▶ Work to complete
Search the records below for the word "TypeScript" and show every line where it occurs.

Dataset rows
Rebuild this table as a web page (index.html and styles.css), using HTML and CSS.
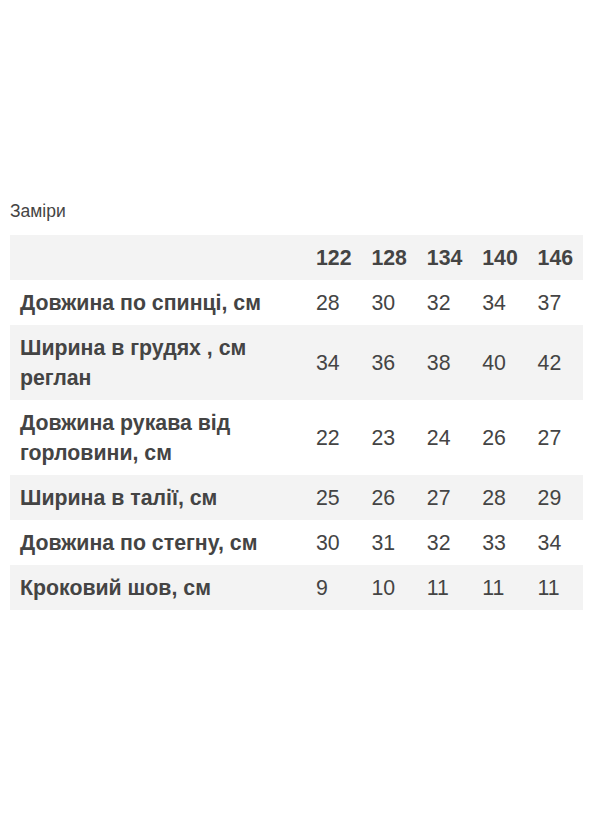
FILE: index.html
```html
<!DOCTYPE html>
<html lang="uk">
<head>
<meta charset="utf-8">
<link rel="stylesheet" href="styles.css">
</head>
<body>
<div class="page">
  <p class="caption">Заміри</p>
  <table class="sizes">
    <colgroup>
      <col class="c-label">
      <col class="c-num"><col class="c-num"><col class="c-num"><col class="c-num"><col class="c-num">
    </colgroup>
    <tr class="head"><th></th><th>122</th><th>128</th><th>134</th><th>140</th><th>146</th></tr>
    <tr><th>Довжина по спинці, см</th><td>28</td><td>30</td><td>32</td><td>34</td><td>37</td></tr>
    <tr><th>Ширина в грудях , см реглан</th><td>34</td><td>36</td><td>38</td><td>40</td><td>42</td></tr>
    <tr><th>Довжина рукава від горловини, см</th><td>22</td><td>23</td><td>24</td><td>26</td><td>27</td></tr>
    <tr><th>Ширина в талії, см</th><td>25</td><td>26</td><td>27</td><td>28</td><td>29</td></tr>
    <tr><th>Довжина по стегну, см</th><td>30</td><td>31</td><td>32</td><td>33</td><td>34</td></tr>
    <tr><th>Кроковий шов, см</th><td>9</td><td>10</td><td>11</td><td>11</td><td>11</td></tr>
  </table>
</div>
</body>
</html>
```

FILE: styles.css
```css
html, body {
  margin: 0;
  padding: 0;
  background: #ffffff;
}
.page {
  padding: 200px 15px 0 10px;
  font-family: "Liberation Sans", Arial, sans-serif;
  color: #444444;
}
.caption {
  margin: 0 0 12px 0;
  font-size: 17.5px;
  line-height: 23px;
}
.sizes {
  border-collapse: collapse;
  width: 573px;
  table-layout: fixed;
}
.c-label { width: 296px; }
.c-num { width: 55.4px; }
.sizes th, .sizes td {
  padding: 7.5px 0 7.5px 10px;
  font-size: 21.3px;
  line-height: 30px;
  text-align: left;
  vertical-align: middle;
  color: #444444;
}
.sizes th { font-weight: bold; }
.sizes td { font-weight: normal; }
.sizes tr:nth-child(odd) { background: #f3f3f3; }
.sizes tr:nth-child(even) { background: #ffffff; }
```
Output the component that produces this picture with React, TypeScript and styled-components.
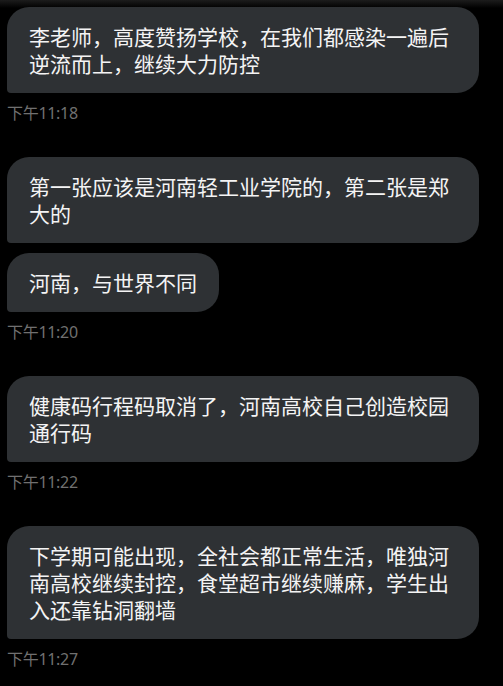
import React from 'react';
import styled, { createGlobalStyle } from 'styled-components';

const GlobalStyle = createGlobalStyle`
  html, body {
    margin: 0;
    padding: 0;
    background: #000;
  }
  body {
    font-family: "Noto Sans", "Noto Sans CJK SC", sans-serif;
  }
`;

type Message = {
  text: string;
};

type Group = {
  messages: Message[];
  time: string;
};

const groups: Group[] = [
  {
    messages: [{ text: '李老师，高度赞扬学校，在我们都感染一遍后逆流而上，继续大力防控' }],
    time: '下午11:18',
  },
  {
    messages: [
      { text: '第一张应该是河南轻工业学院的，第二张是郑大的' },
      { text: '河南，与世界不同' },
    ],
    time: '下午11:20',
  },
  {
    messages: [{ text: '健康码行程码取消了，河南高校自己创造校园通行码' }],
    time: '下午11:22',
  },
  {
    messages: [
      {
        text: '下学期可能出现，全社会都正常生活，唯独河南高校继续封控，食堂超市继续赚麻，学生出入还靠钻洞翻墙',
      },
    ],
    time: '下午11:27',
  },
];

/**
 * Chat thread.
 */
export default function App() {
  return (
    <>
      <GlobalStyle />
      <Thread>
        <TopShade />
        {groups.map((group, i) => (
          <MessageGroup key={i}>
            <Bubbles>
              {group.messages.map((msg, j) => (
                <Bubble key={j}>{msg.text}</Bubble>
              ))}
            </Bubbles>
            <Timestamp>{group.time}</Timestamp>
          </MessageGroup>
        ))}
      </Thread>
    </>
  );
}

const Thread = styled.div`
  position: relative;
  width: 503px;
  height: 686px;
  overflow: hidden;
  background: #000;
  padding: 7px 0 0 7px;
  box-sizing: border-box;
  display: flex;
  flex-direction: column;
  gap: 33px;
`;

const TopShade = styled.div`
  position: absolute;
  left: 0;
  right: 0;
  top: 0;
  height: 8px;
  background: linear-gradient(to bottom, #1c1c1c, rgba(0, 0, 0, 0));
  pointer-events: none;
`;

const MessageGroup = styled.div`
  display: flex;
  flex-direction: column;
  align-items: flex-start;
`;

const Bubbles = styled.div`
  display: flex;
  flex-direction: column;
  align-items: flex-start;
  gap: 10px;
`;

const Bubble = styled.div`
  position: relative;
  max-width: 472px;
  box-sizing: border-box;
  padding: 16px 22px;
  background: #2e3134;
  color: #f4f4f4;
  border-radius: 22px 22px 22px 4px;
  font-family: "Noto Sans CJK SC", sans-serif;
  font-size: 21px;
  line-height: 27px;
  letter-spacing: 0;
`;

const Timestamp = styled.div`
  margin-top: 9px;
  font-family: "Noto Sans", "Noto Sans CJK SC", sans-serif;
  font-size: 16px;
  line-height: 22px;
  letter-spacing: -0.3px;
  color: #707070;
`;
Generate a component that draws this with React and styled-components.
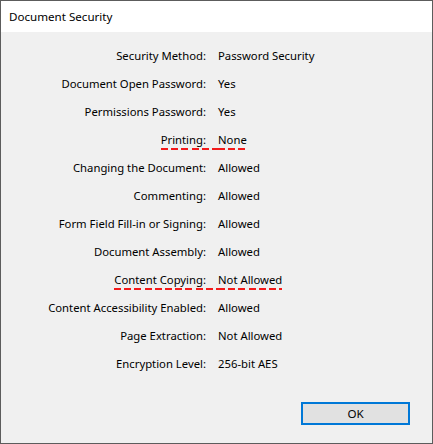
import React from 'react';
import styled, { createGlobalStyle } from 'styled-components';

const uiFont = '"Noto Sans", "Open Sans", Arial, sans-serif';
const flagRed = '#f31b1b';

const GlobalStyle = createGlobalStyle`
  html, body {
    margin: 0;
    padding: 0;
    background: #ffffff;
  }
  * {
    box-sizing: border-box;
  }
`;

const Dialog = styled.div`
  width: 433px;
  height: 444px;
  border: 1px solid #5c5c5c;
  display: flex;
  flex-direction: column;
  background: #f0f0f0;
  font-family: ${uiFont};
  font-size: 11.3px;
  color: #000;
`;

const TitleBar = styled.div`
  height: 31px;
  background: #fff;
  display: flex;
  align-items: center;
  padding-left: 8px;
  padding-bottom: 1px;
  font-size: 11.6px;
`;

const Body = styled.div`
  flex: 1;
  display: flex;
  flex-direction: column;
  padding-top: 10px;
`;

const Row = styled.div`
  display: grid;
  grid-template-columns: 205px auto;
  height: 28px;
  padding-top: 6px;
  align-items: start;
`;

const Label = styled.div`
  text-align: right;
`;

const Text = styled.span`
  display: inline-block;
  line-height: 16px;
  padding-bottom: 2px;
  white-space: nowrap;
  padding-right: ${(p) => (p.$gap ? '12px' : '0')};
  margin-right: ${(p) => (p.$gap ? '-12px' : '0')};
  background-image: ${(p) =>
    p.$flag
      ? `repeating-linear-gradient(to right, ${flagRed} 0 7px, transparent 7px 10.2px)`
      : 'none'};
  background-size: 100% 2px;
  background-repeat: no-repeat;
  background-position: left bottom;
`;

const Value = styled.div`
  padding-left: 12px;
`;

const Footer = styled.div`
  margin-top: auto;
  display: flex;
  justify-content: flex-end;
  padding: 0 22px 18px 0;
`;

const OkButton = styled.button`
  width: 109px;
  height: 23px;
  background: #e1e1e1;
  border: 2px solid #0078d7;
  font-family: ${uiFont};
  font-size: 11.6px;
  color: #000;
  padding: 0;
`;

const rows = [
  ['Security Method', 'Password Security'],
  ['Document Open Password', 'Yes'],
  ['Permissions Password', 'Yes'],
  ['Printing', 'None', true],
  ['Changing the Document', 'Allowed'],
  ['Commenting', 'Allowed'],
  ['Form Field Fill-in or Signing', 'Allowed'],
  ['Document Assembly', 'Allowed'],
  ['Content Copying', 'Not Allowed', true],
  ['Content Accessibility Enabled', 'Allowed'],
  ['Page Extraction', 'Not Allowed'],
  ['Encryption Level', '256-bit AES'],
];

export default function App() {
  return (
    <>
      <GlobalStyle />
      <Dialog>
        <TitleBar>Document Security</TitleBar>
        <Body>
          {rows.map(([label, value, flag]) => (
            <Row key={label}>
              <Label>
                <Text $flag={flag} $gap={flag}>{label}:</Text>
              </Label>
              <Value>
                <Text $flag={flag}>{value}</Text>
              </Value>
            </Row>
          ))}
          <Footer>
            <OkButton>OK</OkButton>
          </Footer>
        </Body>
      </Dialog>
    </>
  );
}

--

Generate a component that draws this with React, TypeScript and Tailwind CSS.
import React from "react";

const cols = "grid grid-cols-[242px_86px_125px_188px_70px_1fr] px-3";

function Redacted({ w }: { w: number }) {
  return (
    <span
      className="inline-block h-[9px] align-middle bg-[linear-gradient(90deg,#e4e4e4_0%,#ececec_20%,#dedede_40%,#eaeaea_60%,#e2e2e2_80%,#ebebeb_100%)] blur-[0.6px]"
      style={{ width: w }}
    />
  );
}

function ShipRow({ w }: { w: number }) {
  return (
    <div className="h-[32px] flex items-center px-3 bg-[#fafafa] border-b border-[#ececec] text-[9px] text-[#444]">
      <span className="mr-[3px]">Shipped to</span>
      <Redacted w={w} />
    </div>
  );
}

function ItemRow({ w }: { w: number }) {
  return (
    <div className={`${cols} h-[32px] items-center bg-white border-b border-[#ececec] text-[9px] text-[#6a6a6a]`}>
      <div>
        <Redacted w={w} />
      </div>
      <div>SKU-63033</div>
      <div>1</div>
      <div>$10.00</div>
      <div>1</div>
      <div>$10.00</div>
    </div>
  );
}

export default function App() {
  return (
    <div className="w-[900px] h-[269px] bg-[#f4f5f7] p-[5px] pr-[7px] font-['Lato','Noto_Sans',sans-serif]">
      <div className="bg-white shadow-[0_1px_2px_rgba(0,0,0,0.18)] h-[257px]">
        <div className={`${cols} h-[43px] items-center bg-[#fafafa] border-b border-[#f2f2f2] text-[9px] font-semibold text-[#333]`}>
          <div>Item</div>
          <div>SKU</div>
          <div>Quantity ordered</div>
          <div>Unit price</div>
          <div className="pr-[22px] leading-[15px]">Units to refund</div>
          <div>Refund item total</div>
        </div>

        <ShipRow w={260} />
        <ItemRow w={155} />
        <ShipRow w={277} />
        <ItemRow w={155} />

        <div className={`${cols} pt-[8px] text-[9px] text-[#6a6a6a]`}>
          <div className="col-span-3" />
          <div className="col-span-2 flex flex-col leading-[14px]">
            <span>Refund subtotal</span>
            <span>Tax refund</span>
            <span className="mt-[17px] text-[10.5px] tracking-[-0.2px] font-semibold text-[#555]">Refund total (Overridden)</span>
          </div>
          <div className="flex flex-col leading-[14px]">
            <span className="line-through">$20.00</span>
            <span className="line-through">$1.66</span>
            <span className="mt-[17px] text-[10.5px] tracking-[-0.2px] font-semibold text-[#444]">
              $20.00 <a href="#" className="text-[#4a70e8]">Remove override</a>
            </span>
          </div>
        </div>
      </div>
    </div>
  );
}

▶ Written solution
Output the component that produces this picture with React, TypeScript and styled-components.
Generate a component that draws this with React, TypeScript and Tailwind CSS.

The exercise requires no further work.